→ **Task to carry out**
All of the lines below are to be printed again exactly; images are excluded from the output.
______
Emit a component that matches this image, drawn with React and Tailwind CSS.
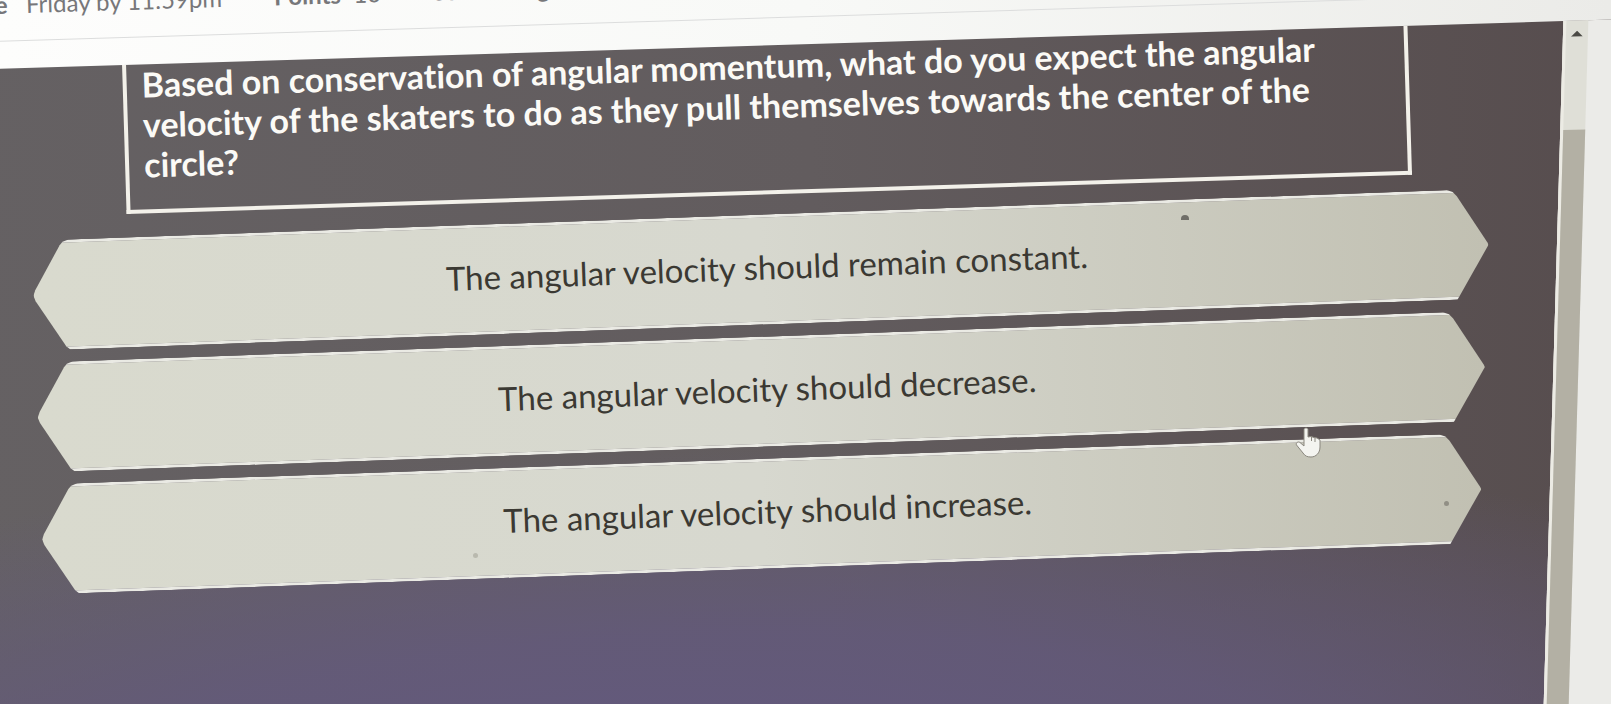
import { useState } from 'react'

const answers = [
  { text: 'The angular velocity should remain constant.', inset: 'pr-0' },
  { text: 'The angular velocity should decrease.', inset: 'pr-2' },
  { text: 'The angular velocity should increase.', inset: 'pr-4' },
]

function AnswerButton({ text, selected, onClick }) {
  return (
    <button
      type="button"
      aria-pressed={selected}
      onClick={onClick}
      className="block h-[110px] w-full cursor-pointer border-y-3 border-[#eaeae4] bg-linear-to-r from-[#d9dace] via-[#d7d8cf] to-[#c1c0b2] pb-1 pl-3 text-center text-[33px] text-[#3b3933] [clip-path:polygon(0_50%,2px_45%,28px_5%,31px_2%,37px_0,calc(100%-40px)_0,calc(100%-34px)_2%,calc(100%-30px)_6%,calc(100%-1px)_49%,100%_51%,calc(100%-33px)_100%,35px_100%,31px_97%,2px_55%)]"
    >
      {text}
    </button>
  )
}

function Scrollbar() {
  return (
    <div className="flex w-[89px] shrink-0 origin-top -skew-x-[3.4deg] bg-[#ebebe8]">
      <div className="flex w-[25px] flex-col border-l-3 border-[#ecebe4] bg-[#dfdfd7]">
        <div className="flex h-[109px] justify-center pt-[10px]">
          <svg viewBox="0 0 12 6" className="h-[6px] w-[12px]" fill="#4b4a45">
            <path d="M0 6 6 0l6 6z" />
          </svg>
        </div>
        <div className="flex-1 bg-[#b3b0a4]" />
      </div>
    </div>
  )
}

function HandCursor() {
  return (
    <svg
      viewBox="0 0 28 32"
      className="pointer-events-none absolute top-[427px] left-[1295px] h-[32px] w-[28px]"
      fill="#f4f4f0"
      stroke="#8a877e"
      strokeWidth="1"
      strokeLinejoin="round"
    >
      <path d="M9 2.5C9 .5 13 .5 13 2.5V10l3-.5 3 1 3 .5 3 2v7c0 6-4 10-9 10-4 0-6-1-8-4l-6.500-8c-1-2 1.500-4 3.500-2.500L9 19z" />
      <path d="M16.500 10v4M20 11v4" fill="none" />
    </svg>
  )
}

export default function App() {
  const [selected, setSelected] = useState(null)

  return (
    <div className="relative h-screen overflow-hidden bg-linear-to-r from-[#fdfdfc] via-[#f8f9f7] to-[#ebebe8] font-[Lato,sans-serif] [font-variant-ligatures:none]">
      <div className="-mx-10 flex min-h-[calc(100vh+100px)] origin-top-left -rotate-[1.75deg] flex-col">
        <header className="flex h-[43px] items-start gap-[52px] border-b border-[#dcdddd] pl-[3px] text-2xl leading-[12px] text-[#77777a]">
          <p>
            <b>Due</b> &nbsp;&nbsp;Friday by 11:59pm
          </p>
          <p>
            <b>Points</b> &nbsp;10
          </p>
          <p>
            <b>Submitting</b>
          </p>
        </header>

        <main className="mt-[27px] flex flex-1 bg-[radial-gradient(ellipse_80%_45%_at_42%_100%,#63597f_0%,#63597dcc_45%,#63597c00_100%),linear-gradient(to_right,#656163,#625c5e_50%,#564c4d)]">
          <div className="min-w-0 flex-1">
            <div className="mr-[156px] ml-[160px] h-[149px] border-x-4 border-b-4 border-[#f3f1ea] px-[15px]">
              <h1 className="text-[34px] leading-[40px] font-bold text-[#fbfaf6]">
                Based on conservation of angular momentum, what do you expect the angular velocity of the
                skaters to do as they pull themselves towards the center of the circle?
              </h1>
            </div>

            <div className="mt-[20px] mr-[81px] ml-[65px] flex -rotate-[0.3deg] flex-col gap-[12px]">
              {answers.map(({ text, inset }, i) => (
                <div key={text} className={inset}>
                  <AnswerButton
                    text={text}
                    selected={selected === i}
                    onClick={() => setSelected(i)}
                  />
                </div>
              ))}
            </div>
          </div>
          <Scrollbar />
        </main>
      </div>

      {/* specks on the glass */}
      <span className="pointer-events-none absolute top-[215px] left-[1181px] h-[5px] w-[8px] rounded-t-full bg-[#6f6e68]" />
      <span className="pointer-events-none absolute top-[501px] left-[1444px] size-[5px] rounded-full bg-[#918f85]" />
      <span className="pointer-events-none absolute top-[553px] left-[473px] size-[5px] rounded-full bg-[#b9b9ae]" />
      <HandCursor />
    </div>
  )
}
______
→ **Complete answer**
Emit a component that matches this image, drawn with React and Tailwind CSS.
import { useState } from 'react'

const answers = [
  { text: 'The angular velocity should remain constant.', inset: 'pr-0' },
  { text: 'The angular velocity should decrease.', inset: 'pr-2' },
  { text: 'The angular velocity should increase.', inset: 'pr-4' },
]

function AnswerButton({ text, selected, onClick }) {
  return (
    <button
      type="button"
      aria-pressed={selected}
      onClick={onClick}
      className="block h-[110px] w-full cursor-pointer border-y-3 border-[#eaeae4] bg-linear-to-r from-[#d9dace] via-[#d7d8cf] to-[#c1c0b2] pb-1 pl-3 text-center text-[33px] text-[#3b3933] [clip-path:polygon(0_50%,2px_45%,28px_5%,31px_2%,37px_0,calc(100%-40px)_0,calc(100%-34px)_2%,calc(100%-30px)_6%,calc(100%-1px)_49%,100%_51%,calc(100%-33px)_100%,35px_100%,31px_97%,2px_55%)]"
    >
      {text}
    </button>
  )
}

function Scrollbar() {
  return (
    <div className="flex w-[89px] shrink-0 origin-top -skew-x-[3.4deg] bg-[#ebebe8]">
      <div className="flex w-[25px] flex-col border-l-3 border-[#ecebe4] bg-[#dfdfd7]">
        <div className="flex h-[109px] justify-center pt-[10px]">
          <svg viewBox="0 0 12 6" className="h-[6px] w-[12px]" fill="#4b4a45">
            <path d="M0 6 6 0l6 6z" />
          </svg>
        </div>
        <div className="flex-1 bg-[#b3b0a4]" />
      </div>
    </div>
  )
}

function HandCursor() {
  return (
    <svg
      viewBox="0 0 28 32"
      className="pointer-events-none absolute top-[427px] left-[1295px] h-[32px] w-[28px]"
      fill="#f4f4f0"
      stroke="#8a877e"
      strokeWidth="1"
      strokeLinejoin="round"
    >
      <path d="M9 2.5C9 .5 13 .5 13 2.5V10l3-.5 3 1 3 .5 3 2v7c0 6-4 10-9 10-4 0-6-1-8-4l-6.500-8c-1-2 1.500-4 3.500-2.500L9 19z" />
      <path d="M16.500 10v4M20 11v4" fill="none" />
    </svg>
  )
}

export default function App() {
  const [selected, setSelected] = useState(null)

  return (
    <div className="relative h-screen overflow-hidden bg-linear-to-r from-[#fdfdfc] via-[#f8f9f7] to-[#ebebe8] font-[Lato,sans-serif] [font-variant-ligatures:none]">
      <div className="-mx-10 flex min-h-[calc(100vh+100px)] origin-top-left -rotate-[1.75deg] flex-col">
        <header className="flex h-[43px] items-start gap-[52px] border-b border-[#dcdddd] pl-[3px] text-2xl leading-[12px] text-[#77777a]">
          <p>
            <b>Due</b> &nbsp;&nbsp;Friday by 11:59pm
          </p>
          <p>
            <b>Points</b> &nbsp;10
          </p>
          <p>
            <b>Submitting</b>
          </p>
        </header>

        <main className="mt-[27px] flex flex-1 bg-[radial-gradient(ellipse_80%_45%_at_42%_100%,#63597f_0%,#63597dcc_45%,#63597c00_100%),linear-gradient(to_right,#656163,#625c5e_50%,#564c4d)]">
          <div className="min-w-0 flex-1">
            <div className="mr-[156px] ml-[160px] h-[149px] border-x-4 border-b-4 border-[#f3f1ea] px-[15px]">
              <h1 className="text-[34px] leading-[40px] font-bold text-[#fbfaf6]">
                Based on conservation of angular momentum, what do you expect the angular velocity of the
                skaters to do as they pull themselves towards the center of the circle?
              </h1>
            </div>

            <div className="mt-[20px] mr-[81px] ml-[65px] flex -rotate-[0.3deg] flex-col gap-[12px]">
              {answers.map(({ text, inset }, i) => (
                <div key={text} className={inset}>
                  <AnswerButton
                    text={text}
                    selected={selected === i}
                    onClick={() => setSelected(i)}
                  />
                </div>
              ))}
            </div>
          </div>
          <Scrollbar />
        </main>
      </div>

      {/* specks on the glass */}
      <span className="pointer-events-none absolute top-[215px] left-[1181px] h-[5px] w-[8px] rounded-t-full bg-[#6f6e68]" />
      <span className="pointer-events-none absolute top-[501px] left-[1444px] size-[5px] rounded-full bg-[#918f85]" />
      <span className="pointer-events-none absolute top-[553px] left-[473px] size-[5px] rounded-full bg-[#b9b9ae]" />
      <HandCursor />
    </div>
  )
}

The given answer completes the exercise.